■ **WRITTEN PROBLEM**:
Scan the lines and state how many carry "React". Leave out everything but the number.

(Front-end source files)

* begin *

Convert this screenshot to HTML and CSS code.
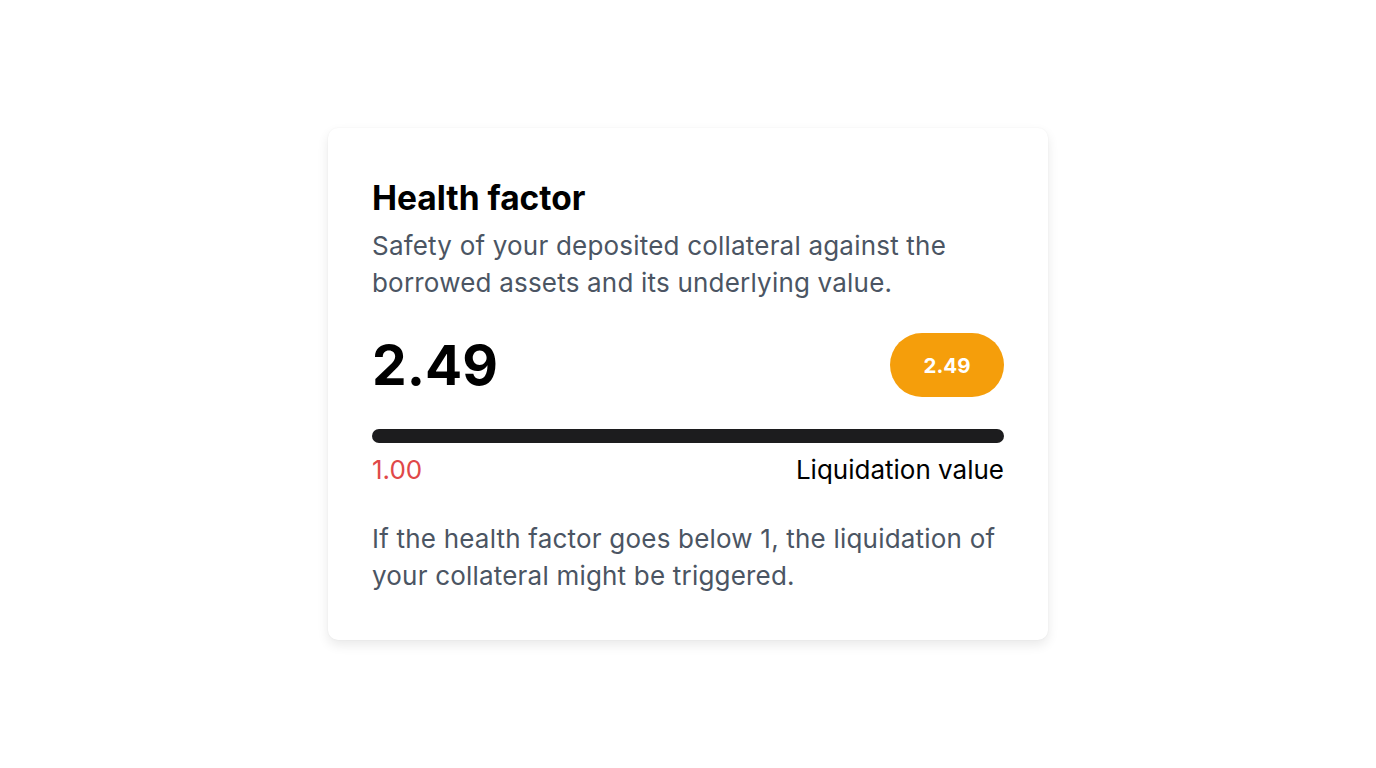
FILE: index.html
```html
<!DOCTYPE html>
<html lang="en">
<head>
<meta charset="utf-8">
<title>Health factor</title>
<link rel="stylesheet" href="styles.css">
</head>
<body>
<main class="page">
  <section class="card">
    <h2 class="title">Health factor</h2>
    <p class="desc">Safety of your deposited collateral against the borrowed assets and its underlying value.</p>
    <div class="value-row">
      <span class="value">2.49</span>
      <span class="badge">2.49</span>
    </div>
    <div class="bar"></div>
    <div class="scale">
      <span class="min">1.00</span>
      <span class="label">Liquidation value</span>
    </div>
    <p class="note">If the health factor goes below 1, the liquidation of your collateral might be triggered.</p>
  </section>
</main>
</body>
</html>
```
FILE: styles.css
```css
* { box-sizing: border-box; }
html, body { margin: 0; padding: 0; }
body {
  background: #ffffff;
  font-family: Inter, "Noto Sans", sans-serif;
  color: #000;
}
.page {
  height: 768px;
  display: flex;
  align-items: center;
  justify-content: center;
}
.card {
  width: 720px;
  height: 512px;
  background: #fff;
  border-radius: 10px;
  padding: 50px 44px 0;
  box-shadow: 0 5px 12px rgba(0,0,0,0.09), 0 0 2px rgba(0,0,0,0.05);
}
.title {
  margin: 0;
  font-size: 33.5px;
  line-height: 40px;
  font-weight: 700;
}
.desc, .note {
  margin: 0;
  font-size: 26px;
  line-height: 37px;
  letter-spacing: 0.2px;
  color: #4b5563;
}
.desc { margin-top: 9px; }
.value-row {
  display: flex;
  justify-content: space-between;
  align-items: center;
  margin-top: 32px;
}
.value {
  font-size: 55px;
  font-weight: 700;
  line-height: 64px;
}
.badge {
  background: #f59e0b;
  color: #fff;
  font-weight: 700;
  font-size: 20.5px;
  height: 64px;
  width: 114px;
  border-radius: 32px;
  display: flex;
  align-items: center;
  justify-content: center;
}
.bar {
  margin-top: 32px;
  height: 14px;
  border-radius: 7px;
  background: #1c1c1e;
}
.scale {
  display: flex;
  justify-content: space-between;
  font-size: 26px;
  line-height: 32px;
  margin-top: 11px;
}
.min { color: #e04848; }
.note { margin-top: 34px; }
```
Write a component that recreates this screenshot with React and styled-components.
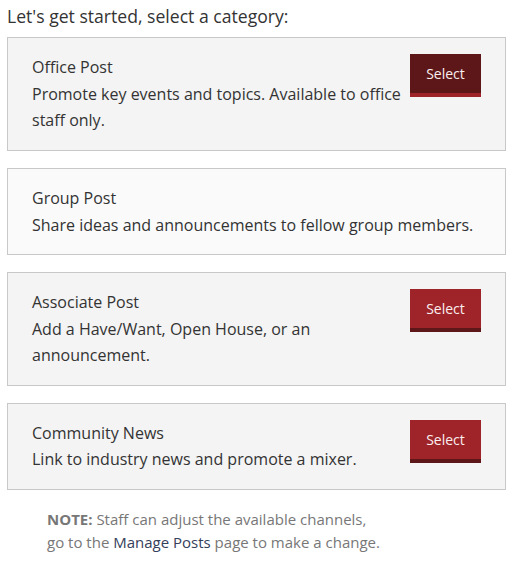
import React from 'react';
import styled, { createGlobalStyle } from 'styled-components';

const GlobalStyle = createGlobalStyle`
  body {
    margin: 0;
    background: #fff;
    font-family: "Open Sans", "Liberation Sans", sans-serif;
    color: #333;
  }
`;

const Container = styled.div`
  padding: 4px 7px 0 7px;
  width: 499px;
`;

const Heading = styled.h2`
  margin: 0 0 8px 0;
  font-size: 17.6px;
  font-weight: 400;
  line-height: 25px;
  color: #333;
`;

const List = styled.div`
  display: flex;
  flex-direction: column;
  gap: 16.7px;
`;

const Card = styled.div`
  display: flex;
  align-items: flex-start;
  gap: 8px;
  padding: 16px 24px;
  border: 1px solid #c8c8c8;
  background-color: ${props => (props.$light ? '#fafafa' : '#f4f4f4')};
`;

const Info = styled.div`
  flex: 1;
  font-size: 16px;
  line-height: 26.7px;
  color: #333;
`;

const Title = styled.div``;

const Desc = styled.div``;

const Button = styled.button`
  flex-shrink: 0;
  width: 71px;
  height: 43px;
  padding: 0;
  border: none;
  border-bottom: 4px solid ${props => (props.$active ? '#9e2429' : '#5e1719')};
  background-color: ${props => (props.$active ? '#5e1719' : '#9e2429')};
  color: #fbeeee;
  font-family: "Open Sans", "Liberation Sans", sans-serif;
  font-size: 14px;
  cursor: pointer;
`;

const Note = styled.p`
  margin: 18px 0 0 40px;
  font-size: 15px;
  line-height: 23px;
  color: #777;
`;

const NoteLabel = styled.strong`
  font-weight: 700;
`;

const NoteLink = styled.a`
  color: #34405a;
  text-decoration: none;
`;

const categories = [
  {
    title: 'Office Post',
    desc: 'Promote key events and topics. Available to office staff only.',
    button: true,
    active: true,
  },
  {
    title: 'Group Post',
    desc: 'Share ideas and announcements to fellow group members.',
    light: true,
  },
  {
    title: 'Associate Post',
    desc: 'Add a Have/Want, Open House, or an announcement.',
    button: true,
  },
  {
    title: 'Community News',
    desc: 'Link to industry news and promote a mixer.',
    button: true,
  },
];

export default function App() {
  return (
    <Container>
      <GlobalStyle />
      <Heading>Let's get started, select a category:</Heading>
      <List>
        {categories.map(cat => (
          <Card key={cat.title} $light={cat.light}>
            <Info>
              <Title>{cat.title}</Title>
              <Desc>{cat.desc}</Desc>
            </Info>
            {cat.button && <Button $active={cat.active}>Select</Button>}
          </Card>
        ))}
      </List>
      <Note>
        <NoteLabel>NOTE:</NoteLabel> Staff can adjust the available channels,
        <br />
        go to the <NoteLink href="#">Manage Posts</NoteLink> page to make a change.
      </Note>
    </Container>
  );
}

* end *

■ **TASK ANSWER**:
2